*Short problem*
All lines in the data bearing the string "with" should be identified and copied.

*Stored data*
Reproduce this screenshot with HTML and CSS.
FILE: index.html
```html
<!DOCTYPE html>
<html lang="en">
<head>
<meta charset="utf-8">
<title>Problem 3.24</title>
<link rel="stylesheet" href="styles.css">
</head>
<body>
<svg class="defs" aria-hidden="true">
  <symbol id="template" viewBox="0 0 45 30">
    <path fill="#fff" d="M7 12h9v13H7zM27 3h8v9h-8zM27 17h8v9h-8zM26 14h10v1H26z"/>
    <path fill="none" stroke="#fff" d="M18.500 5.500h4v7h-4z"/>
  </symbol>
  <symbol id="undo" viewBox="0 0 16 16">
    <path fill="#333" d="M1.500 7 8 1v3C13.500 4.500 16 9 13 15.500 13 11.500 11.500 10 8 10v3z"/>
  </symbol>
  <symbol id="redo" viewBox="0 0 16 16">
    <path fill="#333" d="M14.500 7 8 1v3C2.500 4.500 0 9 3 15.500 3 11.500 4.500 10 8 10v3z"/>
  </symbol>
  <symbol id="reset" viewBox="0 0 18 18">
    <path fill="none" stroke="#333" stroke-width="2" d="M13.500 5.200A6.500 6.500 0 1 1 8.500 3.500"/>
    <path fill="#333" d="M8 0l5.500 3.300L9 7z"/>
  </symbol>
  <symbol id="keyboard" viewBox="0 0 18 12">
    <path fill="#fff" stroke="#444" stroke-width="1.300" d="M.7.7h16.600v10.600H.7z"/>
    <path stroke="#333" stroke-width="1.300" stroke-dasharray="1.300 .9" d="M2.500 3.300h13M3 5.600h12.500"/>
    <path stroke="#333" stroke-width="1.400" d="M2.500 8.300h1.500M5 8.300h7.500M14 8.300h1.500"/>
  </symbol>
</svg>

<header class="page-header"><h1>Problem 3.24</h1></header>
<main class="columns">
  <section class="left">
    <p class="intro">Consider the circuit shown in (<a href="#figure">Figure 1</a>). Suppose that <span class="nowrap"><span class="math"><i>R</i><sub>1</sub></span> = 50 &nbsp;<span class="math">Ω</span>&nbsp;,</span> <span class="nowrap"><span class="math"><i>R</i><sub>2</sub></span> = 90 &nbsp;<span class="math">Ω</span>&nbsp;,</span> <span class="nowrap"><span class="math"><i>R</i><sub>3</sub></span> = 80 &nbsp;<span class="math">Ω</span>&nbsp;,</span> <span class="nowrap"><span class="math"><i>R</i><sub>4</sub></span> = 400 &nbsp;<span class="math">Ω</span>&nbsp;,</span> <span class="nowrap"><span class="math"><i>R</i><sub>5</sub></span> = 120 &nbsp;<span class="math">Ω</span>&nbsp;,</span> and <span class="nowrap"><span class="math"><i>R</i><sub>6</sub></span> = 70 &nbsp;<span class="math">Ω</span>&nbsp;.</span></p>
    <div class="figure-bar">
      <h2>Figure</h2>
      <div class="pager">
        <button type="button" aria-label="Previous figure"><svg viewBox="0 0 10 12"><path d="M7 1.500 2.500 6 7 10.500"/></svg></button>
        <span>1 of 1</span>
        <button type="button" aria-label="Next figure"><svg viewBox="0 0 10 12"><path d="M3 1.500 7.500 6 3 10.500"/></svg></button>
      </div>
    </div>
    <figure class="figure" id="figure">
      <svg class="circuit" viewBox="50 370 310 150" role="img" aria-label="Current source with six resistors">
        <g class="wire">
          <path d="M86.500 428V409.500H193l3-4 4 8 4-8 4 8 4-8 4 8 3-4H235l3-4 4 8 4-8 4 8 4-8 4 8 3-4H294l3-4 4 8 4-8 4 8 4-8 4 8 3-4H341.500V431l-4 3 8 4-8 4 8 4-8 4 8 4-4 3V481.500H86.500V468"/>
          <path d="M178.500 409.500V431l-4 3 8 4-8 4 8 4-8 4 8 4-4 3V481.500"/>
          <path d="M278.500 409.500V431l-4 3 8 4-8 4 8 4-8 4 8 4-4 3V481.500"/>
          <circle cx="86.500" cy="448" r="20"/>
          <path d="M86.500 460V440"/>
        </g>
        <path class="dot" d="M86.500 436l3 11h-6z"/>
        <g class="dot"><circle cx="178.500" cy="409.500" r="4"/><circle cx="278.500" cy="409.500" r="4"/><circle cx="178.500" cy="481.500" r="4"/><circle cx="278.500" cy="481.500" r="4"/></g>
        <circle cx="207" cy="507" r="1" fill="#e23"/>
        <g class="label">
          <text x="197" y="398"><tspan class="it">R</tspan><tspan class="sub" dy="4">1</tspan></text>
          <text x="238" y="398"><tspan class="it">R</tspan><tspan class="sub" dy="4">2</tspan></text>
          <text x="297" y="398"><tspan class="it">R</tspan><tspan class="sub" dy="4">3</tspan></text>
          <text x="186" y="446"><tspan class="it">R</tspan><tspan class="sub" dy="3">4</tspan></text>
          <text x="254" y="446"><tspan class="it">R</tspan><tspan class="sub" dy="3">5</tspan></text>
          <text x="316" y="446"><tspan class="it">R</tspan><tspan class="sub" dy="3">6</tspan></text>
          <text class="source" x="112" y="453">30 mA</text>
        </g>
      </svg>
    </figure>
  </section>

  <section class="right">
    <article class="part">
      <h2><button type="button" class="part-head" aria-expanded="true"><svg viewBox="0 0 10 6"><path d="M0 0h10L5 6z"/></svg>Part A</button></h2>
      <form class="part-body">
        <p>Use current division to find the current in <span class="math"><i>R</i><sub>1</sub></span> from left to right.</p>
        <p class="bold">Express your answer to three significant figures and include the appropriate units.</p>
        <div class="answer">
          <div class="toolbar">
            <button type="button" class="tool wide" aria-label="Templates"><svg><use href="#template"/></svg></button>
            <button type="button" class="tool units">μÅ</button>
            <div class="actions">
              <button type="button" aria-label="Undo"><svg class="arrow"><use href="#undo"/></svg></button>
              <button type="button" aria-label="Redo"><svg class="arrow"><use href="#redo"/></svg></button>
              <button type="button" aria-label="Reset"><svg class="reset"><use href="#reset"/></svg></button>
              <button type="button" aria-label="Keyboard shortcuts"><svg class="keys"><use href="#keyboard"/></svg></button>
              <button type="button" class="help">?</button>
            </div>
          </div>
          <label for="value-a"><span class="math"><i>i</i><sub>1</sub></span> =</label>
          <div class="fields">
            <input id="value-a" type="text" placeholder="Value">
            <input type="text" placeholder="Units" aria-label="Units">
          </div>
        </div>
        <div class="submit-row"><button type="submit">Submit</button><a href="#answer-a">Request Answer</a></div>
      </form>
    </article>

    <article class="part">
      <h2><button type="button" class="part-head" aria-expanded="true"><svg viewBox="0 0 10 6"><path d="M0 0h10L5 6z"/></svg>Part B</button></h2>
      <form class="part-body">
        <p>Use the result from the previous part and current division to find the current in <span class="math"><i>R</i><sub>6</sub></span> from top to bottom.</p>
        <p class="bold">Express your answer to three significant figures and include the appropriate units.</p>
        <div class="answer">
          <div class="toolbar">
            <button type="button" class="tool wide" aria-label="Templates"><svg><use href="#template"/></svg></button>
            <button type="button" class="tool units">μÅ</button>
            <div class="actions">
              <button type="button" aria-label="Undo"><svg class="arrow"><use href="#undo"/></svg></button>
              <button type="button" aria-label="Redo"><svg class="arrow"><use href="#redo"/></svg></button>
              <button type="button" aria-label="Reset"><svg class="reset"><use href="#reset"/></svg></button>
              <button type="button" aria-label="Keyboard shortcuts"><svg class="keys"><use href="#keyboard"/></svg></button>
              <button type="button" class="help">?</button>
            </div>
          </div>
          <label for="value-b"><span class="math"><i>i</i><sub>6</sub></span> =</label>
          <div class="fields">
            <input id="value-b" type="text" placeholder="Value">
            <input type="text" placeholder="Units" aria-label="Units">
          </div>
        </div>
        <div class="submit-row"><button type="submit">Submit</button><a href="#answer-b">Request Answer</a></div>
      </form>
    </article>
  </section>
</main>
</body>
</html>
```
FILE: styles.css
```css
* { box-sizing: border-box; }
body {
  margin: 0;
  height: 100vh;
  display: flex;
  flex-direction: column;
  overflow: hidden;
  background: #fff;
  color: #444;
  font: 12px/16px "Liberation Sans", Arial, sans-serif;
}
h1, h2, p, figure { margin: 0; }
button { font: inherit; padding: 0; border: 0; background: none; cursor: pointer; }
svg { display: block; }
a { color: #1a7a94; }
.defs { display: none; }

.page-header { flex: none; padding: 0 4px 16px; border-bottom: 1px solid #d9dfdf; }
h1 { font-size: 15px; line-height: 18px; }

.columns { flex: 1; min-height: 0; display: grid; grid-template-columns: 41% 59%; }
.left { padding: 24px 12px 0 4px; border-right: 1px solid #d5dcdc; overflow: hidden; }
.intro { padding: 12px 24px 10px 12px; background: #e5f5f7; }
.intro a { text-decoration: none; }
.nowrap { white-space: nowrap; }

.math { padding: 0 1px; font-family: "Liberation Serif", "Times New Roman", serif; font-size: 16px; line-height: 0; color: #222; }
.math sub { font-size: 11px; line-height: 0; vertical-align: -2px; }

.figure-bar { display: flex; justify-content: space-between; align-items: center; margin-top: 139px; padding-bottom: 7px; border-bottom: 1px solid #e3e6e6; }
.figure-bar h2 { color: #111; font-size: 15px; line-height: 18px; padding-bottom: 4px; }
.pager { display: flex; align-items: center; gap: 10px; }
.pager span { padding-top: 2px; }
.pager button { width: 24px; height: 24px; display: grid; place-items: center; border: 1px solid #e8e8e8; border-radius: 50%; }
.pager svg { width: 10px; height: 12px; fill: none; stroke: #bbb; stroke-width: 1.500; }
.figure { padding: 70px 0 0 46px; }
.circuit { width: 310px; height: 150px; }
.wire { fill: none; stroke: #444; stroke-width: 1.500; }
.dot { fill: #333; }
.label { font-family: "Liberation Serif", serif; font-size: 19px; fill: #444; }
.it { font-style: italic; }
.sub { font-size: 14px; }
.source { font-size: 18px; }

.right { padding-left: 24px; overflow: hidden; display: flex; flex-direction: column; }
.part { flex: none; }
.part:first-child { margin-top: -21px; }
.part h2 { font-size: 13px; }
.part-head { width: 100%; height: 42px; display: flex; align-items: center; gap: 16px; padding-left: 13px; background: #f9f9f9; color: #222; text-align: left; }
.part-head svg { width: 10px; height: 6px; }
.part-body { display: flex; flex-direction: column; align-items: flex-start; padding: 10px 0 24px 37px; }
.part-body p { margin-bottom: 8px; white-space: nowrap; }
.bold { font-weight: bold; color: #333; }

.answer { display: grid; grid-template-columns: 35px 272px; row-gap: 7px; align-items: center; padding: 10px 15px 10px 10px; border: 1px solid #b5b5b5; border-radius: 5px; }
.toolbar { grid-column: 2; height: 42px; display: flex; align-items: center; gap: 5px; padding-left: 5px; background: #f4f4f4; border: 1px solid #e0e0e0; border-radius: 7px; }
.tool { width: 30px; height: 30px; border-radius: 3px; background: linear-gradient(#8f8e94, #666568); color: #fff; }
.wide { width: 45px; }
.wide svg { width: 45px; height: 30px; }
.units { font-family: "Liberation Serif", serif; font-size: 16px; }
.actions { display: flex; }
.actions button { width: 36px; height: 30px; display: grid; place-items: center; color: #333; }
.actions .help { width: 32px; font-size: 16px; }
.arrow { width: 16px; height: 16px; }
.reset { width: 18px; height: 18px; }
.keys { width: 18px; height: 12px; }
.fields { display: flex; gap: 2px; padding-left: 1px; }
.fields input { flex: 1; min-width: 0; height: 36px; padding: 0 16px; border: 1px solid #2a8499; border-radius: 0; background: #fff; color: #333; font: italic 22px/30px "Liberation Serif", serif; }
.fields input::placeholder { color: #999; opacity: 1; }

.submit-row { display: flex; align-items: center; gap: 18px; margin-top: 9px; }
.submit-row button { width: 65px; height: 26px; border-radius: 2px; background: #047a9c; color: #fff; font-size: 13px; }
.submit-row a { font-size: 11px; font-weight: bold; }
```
...
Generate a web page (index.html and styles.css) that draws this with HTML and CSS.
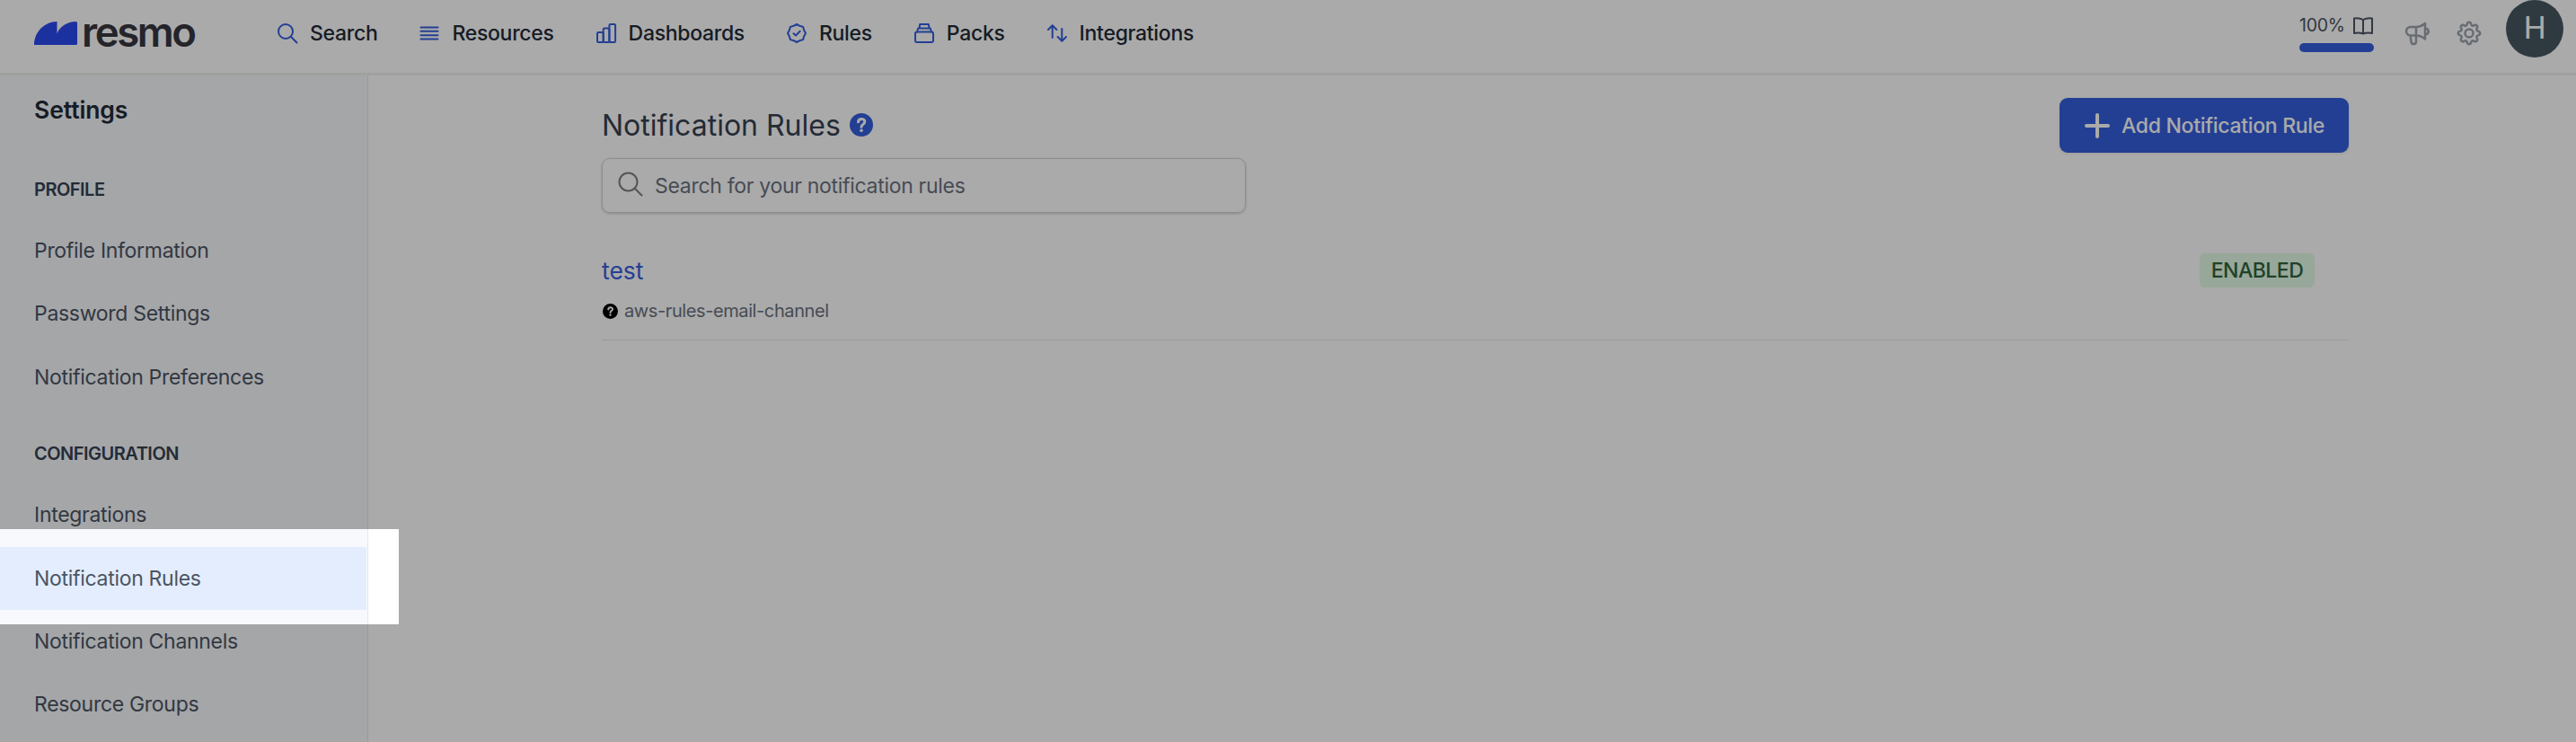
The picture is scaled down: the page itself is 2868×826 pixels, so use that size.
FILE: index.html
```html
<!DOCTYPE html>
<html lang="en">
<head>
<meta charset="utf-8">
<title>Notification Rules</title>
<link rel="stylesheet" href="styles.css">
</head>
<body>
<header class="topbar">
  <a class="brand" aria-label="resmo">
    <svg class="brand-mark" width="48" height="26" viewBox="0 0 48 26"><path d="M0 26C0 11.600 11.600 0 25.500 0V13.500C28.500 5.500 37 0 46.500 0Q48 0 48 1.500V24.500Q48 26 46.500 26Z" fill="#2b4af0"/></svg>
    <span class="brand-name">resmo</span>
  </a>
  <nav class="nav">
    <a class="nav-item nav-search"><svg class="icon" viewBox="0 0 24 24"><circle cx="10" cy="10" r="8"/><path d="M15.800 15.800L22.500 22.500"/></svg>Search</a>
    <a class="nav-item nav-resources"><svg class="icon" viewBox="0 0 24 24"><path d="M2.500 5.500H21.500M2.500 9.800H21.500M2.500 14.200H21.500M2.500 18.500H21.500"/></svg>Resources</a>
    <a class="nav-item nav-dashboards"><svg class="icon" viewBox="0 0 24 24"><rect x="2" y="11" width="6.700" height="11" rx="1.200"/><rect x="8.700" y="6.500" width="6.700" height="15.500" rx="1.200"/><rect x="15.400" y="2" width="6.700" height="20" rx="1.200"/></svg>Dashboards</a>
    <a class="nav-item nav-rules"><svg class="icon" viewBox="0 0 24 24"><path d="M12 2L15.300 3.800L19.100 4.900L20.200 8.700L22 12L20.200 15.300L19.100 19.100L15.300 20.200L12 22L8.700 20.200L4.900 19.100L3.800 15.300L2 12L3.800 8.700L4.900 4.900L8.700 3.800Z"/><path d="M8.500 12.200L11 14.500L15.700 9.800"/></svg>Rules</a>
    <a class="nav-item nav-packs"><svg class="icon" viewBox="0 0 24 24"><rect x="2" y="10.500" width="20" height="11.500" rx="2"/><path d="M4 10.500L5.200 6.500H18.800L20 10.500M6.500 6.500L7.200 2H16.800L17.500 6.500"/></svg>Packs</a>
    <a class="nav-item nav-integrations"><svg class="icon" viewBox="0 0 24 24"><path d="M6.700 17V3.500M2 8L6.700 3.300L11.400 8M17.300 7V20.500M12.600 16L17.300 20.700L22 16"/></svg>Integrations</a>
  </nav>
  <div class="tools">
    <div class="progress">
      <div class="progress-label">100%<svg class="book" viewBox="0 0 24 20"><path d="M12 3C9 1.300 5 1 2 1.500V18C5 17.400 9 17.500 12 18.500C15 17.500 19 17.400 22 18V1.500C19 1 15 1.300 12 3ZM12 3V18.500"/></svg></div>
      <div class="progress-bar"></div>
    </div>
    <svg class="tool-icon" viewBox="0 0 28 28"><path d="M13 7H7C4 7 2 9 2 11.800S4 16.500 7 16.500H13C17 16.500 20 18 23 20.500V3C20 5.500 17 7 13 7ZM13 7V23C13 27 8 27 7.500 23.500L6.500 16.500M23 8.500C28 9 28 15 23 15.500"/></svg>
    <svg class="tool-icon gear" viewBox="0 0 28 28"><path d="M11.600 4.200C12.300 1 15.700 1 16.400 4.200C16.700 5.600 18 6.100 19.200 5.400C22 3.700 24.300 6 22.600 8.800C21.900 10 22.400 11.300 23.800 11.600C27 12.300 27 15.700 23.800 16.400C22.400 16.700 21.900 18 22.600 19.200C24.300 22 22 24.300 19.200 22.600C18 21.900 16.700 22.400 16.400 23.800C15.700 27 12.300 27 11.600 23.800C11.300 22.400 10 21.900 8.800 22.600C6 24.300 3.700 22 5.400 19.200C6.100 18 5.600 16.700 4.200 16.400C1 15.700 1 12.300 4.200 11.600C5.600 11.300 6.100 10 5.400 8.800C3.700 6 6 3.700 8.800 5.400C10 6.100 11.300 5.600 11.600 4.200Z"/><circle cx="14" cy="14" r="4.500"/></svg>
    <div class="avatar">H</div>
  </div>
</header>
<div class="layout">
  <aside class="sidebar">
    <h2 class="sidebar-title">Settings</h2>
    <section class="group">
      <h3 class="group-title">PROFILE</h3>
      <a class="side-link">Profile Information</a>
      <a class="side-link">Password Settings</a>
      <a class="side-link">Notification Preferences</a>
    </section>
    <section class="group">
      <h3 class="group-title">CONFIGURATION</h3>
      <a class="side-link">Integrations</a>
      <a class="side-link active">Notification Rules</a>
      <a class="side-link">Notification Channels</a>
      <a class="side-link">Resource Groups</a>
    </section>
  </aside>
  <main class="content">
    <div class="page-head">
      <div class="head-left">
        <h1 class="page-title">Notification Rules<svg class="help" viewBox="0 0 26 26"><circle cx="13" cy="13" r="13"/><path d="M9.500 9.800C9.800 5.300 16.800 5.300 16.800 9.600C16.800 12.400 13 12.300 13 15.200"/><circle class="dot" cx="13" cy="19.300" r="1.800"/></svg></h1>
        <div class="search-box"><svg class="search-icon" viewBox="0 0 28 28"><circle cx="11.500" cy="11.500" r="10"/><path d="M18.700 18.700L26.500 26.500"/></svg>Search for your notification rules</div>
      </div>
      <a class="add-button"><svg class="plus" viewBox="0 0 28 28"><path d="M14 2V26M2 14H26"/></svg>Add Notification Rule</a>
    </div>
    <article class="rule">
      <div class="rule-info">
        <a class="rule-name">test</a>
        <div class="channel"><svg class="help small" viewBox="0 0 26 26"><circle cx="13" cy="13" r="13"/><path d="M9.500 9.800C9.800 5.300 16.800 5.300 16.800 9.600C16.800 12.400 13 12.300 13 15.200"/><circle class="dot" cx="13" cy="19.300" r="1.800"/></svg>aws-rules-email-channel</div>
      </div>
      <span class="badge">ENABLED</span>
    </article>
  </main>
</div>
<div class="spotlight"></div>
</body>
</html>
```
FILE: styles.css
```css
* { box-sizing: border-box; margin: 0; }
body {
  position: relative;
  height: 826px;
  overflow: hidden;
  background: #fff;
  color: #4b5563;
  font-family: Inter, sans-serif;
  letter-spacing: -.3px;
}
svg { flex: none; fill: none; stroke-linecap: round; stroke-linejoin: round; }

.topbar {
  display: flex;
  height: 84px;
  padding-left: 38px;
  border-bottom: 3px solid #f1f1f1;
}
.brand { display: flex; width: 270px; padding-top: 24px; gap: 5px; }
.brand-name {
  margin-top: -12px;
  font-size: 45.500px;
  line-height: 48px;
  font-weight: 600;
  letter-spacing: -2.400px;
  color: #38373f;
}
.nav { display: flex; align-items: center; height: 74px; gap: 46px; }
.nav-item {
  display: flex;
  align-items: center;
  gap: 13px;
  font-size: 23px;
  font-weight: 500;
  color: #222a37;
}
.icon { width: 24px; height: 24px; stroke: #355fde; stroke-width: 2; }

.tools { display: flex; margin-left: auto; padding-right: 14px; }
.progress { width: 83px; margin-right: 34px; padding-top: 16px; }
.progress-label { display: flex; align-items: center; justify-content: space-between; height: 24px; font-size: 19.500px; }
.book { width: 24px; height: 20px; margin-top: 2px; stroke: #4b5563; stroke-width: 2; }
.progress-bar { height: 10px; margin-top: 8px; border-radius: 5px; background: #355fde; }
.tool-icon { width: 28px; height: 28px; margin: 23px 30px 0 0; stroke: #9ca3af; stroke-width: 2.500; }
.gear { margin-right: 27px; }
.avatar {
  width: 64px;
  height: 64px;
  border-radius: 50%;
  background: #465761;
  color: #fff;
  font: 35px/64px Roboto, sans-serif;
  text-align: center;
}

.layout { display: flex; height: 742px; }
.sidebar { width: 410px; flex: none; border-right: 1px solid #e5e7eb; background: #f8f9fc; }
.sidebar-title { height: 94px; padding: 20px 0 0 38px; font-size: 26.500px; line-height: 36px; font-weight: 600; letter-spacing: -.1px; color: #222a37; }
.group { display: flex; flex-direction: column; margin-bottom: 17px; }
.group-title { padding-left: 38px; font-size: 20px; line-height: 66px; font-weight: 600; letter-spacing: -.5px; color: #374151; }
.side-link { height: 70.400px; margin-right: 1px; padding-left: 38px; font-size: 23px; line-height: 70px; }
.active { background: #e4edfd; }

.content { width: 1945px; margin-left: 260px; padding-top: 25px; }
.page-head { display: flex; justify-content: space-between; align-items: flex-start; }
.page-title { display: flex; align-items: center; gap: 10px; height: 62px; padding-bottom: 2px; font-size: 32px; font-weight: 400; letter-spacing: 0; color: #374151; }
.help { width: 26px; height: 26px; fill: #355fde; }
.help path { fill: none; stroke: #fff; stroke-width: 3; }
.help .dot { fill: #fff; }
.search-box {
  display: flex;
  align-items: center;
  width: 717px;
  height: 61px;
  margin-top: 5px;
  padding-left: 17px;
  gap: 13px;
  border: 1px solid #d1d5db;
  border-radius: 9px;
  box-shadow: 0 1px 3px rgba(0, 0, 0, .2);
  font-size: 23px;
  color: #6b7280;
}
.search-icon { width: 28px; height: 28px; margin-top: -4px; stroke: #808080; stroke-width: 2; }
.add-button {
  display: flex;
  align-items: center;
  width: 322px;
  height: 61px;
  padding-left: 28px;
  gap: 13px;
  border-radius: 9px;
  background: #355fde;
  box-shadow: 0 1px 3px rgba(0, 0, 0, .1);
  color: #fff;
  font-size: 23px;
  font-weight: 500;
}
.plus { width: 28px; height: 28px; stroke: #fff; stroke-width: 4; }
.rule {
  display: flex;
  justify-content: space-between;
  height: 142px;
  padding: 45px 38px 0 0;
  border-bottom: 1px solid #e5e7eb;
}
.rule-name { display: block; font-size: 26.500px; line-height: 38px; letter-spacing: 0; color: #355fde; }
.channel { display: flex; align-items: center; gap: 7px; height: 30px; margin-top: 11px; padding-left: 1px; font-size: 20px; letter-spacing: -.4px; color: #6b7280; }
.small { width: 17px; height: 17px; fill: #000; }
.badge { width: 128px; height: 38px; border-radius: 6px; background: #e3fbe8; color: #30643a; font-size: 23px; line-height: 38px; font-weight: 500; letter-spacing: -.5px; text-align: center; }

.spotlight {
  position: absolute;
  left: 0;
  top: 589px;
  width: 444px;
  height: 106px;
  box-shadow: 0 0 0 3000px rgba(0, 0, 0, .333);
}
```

*Task output*
Reproduce this screenshot with HTML and CSS.
      <svg class="circuit" viewBox="50 370 310 150" role="img" aria-label="Current source with six resistors">
Generate a web page (index.html and styles.css) that draws this with HTML and CSS.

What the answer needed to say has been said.